A discrete Hammersley process as an extreme case of oriented percolation flows

Consider the finite square lattice \( \{0,1, \ldots, n-1\} \times \{0,1, \ldots, n-1\} \) and \(0 < p < 1\) and the usual oriented percolation model: edges are independently open with probability \( p \) or else closed, and a path consists of edges oriented either up or right. Standard theory includes existence of a critical value \(p_*\) such that, in the infinite lattice, infinite open paths exist for \( p > p_* \) but not for \( p < p_* \).
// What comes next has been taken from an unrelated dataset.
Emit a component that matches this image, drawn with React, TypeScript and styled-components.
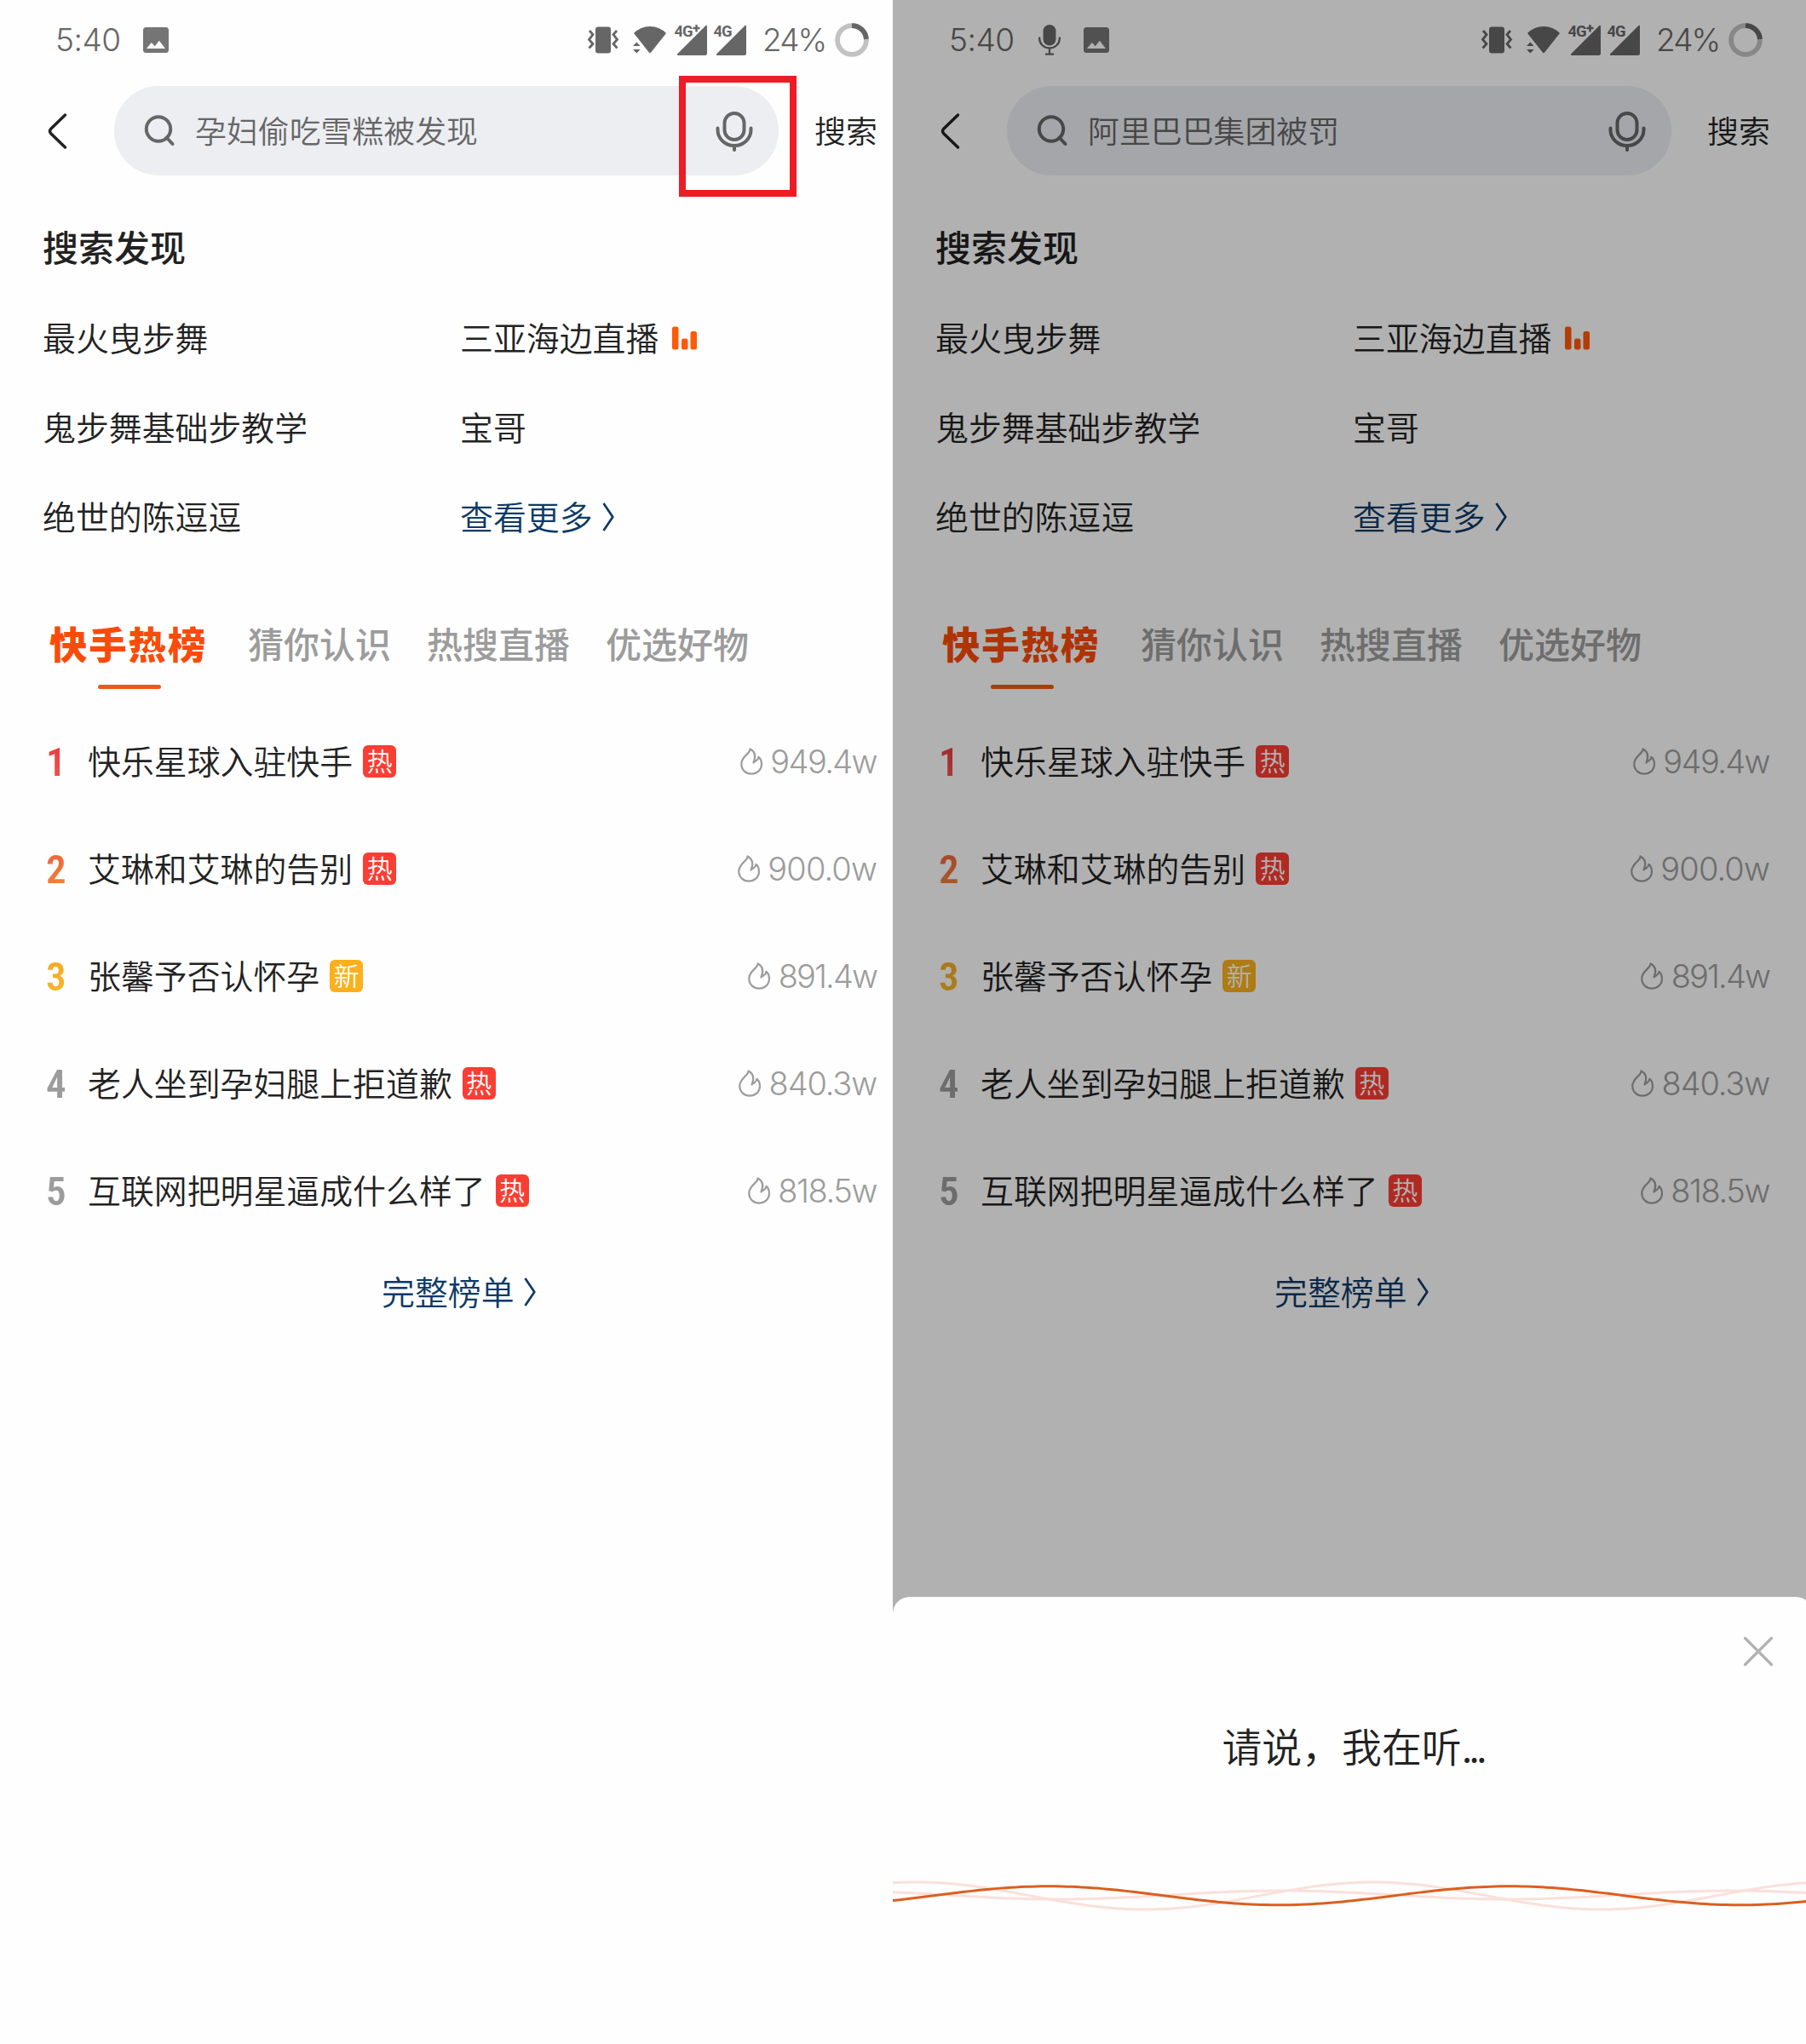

We consider flows, as follows. Imagine open edges have capacity \(1 \) and closed edges have capacity \( 0 \). Imagine sources at each vertex on the left and bottom sides of the square; what volume of flow can be transported to the top and right sides? In other words, we consider the random variable

\(V(n,p) := \) maximum number of edge-disjoint open paths starting from some vertex in \( \{ (0,0), (0,1), \ldots (0,n-2), (1,0), (2,0), \ldots (n-2,0) \} \) and ending at some vertex in \( \{ (0,n-1), (1, n-1), \ldots , (n-1,n-1), (n-1, n-2),\ldots (n-1,0) \} \)
Straightforward arguments show that there is a deterministic limit function \(v(p)\) such that $$ \frac{V(n,p)}{2n} \to v(p) \mbox{ in } L^1 \mbox{ as } n \to \infty $$ and that $$ v(p) = 0, \ p < p_*; \quad v(p) > 0, \ p > p_*; \quad v(p) \to 1 \mbox{ as } p \to 1 . $$ Studying scaling properties as \( p \downarrow p_* \) would be a classical style of hard statistical physics project. Instead we consider \( p \uparrow 1\) behavior. By considering complements we see that (up to negligible terms) $$ 1 - v(p) = \lim_n \frac{U(n,p)}{2n} $$ where
\(U(n,p) := \) minimum number of edge-disjoint paths, starting and ending as above, which cover all the closed edges.
We now start heuristic arguments. For \( p \) near \( 1 \), the closed edges are approximately a Poisson point process of rate \( 2(1-p) \) per unit area in the continuum square \( [0,n]^2 \) and so \(U(n,p) \) should be approximately \( U^*(n, \delta) \), the minimum number of oriented paths in the continuum square \( [0,n]^2 \) needed to cover all the points of a Poisson (rate \( \delta = 2(1-p) \)) process in the square. By scaling \( U^*(n, \delta) \) has the same distribution as \( U^*(\delta^{-1/2}n, 1) \) and by the theory surrounding the Hammersley process (see e.g. Figure 3 of Aldous-Diaconis (1995); I'm not sure if this is written explicitly anywhere) $$ U^*(m,1) = (1 + o(1)) m \mbox{ as } m \to \infty . $$ Putting this all together leads to

Conjecture. $$ 1 - v(p) \sim \sqrt{2(1-p)} \mbox{ as } p \uparrow 1 $$

Thinking more carefully, the heuristic argument above involves an "interchange of limits" which seems rather difficult to justify.

History. The conjecture was formulated in work with Jason Lenderman in 2004 but we were unable to prove it. Simulations by Jason support the conjecture.